* _WORK TO DO_
Identify each line in the records below that contains the word "this", and copy it.

:::::

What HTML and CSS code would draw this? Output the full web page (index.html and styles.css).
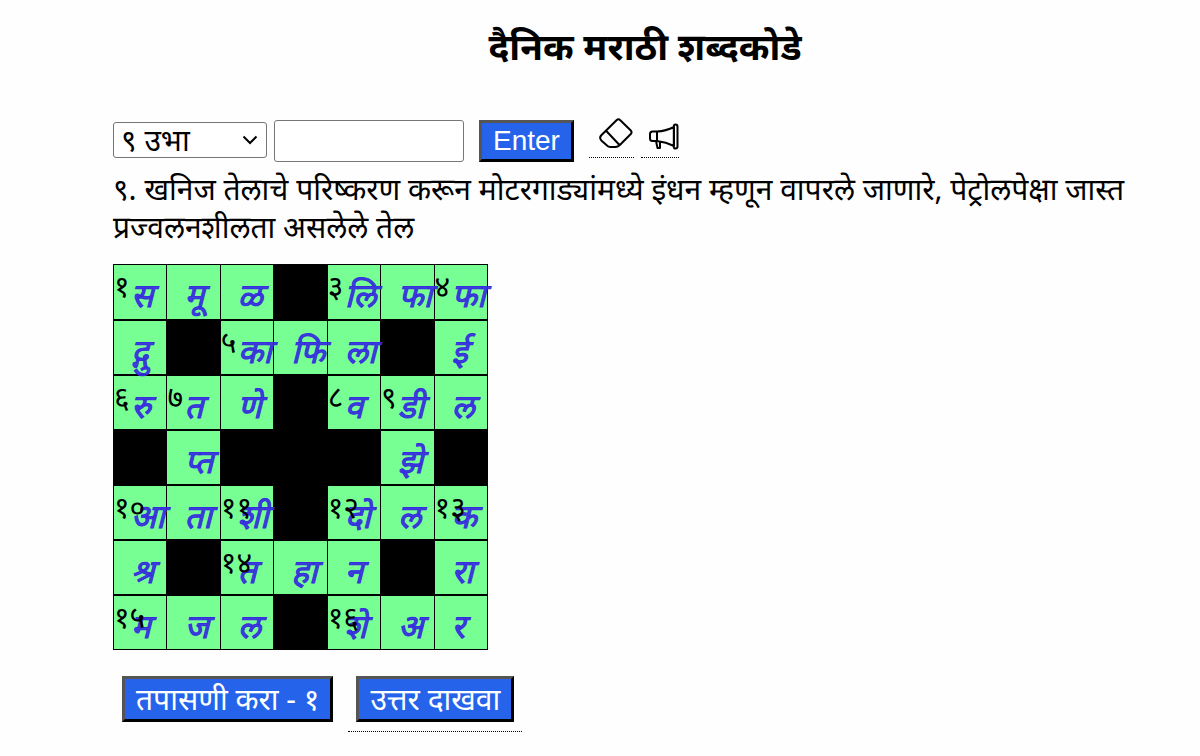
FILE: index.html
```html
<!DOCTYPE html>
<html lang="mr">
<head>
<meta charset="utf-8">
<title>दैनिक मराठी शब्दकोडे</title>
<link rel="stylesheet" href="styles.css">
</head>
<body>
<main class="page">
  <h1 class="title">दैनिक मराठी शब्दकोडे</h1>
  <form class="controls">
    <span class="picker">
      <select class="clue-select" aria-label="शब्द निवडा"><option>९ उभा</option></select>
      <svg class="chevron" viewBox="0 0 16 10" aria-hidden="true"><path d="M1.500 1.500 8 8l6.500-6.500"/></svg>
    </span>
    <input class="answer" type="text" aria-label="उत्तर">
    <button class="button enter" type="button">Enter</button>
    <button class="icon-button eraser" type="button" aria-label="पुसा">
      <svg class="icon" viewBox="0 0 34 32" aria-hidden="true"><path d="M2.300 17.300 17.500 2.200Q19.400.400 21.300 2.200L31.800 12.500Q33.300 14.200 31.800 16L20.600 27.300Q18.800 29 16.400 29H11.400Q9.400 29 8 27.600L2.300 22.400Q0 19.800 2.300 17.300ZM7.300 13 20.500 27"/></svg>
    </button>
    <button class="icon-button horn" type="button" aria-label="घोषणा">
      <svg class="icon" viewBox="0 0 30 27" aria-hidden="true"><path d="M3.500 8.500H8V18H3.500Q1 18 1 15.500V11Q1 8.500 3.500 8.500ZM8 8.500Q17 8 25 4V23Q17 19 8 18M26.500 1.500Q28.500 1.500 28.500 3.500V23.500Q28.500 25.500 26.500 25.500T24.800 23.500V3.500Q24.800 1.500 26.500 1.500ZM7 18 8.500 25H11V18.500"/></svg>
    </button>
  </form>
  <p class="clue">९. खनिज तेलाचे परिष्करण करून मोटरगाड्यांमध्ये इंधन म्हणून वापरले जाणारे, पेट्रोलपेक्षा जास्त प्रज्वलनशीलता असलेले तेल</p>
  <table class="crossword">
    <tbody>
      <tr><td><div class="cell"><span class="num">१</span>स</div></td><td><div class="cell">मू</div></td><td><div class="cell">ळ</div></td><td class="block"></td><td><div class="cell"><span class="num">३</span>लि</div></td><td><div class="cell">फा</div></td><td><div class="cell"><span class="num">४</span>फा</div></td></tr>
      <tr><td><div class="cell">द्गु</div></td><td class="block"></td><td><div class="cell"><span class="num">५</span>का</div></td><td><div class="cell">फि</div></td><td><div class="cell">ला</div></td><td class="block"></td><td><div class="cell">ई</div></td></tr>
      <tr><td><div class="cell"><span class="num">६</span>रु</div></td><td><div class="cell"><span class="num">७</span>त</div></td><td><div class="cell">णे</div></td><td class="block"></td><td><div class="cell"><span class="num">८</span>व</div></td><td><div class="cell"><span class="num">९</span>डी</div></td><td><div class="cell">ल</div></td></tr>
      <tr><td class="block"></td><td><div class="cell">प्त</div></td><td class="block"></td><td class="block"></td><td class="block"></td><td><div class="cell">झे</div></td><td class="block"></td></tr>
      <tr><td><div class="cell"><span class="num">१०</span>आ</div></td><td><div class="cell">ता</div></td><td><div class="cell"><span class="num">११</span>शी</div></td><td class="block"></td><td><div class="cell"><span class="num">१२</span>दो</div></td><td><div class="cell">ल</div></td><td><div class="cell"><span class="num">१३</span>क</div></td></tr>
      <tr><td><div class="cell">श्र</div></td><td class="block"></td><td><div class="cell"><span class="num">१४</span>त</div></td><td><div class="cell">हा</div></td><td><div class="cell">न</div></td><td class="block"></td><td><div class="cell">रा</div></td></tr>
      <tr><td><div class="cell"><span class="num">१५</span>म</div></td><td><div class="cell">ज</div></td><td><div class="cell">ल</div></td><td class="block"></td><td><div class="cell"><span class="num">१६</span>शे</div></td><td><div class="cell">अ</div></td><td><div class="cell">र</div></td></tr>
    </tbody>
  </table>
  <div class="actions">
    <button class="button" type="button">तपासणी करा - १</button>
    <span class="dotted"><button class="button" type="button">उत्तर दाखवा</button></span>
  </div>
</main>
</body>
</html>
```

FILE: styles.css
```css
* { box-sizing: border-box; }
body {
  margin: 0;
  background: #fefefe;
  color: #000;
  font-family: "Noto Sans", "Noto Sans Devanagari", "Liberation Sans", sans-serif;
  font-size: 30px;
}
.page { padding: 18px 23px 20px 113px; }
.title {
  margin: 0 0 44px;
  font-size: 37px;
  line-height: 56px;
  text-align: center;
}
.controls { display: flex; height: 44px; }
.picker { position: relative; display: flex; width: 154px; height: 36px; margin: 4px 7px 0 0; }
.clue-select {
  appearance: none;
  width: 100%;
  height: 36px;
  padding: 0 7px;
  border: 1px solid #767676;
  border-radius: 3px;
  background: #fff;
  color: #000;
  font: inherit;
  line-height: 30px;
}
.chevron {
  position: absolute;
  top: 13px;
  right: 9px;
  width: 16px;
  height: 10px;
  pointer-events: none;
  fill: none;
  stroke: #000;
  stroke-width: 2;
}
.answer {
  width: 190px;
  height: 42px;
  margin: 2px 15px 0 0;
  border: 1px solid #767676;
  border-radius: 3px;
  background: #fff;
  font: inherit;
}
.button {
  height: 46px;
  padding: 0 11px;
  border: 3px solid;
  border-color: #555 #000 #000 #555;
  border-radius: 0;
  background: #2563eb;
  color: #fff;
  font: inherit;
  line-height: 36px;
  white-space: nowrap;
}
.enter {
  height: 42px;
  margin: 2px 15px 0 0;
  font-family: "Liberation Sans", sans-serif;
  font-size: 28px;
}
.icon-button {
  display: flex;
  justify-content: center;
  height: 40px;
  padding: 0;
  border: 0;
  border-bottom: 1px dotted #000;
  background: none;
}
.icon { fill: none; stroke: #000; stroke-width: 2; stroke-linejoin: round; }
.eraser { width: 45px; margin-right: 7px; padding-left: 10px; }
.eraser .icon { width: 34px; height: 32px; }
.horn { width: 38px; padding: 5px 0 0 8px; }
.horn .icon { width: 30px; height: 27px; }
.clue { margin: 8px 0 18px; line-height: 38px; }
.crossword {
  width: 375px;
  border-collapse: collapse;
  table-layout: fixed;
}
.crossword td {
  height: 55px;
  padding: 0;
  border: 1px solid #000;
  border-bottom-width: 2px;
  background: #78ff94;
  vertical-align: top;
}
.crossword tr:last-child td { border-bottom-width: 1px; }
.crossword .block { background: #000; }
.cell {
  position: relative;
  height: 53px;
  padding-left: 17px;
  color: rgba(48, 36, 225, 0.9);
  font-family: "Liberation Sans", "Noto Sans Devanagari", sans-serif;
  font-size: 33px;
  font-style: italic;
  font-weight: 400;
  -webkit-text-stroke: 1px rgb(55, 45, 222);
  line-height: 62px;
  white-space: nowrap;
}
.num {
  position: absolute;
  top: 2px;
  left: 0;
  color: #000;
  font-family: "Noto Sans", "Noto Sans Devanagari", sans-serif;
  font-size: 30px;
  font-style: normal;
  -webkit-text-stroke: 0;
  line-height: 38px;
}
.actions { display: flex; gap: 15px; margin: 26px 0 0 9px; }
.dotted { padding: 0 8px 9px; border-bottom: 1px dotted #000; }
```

:::::

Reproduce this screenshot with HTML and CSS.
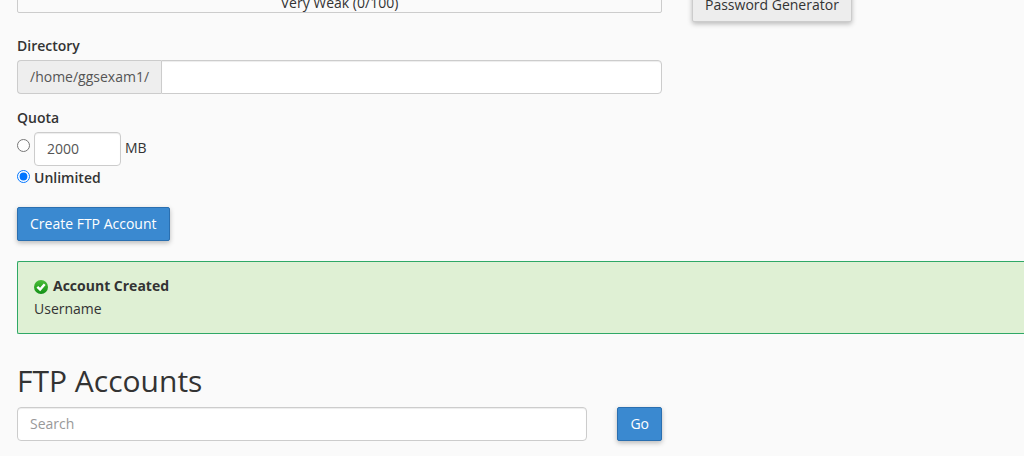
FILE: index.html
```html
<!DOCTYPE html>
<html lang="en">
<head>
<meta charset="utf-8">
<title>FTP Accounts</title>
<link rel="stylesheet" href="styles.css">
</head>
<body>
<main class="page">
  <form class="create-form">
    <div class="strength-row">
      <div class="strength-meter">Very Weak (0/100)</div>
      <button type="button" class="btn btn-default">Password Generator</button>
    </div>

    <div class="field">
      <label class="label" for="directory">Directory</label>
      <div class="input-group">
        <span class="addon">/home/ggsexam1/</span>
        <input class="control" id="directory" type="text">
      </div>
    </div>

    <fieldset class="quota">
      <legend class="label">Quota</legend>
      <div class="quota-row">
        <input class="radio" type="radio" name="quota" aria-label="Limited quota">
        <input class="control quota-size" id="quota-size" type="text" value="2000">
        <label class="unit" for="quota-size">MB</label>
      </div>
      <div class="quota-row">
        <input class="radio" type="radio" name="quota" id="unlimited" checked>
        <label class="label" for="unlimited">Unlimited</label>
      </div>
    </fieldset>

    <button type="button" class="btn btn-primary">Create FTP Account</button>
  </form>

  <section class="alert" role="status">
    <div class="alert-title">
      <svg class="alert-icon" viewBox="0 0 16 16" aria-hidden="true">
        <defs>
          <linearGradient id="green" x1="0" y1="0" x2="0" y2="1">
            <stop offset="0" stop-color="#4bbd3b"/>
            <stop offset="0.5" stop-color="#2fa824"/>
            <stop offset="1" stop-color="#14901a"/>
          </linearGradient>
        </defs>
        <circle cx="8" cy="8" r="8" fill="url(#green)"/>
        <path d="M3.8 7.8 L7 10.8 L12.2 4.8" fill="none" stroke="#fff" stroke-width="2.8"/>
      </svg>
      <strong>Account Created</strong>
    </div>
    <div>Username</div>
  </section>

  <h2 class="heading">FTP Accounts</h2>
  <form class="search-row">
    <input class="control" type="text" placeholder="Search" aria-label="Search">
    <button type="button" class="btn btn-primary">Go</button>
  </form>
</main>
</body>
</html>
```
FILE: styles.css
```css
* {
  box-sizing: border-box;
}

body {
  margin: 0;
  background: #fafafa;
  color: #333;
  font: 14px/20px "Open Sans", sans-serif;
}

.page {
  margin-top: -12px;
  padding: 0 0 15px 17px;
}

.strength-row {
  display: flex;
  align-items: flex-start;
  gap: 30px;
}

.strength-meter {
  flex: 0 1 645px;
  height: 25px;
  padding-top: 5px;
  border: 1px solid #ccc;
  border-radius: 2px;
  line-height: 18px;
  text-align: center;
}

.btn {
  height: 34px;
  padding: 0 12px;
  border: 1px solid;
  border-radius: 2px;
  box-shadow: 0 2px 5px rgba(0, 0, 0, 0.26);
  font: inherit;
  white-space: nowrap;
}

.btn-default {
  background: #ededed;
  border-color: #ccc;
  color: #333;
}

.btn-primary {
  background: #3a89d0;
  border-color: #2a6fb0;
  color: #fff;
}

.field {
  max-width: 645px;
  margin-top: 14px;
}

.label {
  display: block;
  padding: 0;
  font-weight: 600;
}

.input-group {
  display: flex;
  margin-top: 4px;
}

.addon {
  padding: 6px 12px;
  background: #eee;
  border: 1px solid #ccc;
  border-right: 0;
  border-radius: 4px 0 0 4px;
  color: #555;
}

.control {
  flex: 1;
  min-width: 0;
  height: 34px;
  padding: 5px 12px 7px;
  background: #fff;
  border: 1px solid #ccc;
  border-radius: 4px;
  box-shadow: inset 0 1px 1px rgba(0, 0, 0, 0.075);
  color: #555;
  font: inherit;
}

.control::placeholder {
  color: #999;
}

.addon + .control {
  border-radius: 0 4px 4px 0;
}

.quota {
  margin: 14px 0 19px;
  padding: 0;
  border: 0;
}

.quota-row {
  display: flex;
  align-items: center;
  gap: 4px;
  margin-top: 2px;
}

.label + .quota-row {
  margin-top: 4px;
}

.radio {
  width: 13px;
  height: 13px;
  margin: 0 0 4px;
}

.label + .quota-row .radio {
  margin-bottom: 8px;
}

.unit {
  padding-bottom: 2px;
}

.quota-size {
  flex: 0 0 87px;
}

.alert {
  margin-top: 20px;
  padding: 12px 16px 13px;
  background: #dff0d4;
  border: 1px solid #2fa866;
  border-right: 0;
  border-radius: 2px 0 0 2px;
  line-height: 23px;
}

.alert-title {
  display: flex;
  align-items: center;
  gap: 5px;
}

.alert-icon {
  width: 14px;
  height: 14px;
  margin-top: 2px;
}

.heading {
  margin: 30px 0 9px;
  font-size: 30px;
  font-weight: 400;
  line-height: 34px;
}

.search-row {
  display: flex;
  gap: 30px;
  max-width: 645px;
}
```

:::::

* _SOLUTION TO THE EXERCISE_
What HTML and CSS code would draw this? Output the full web page (index.html and styles.css).
Reproduce this screenshot with HTML and CSS.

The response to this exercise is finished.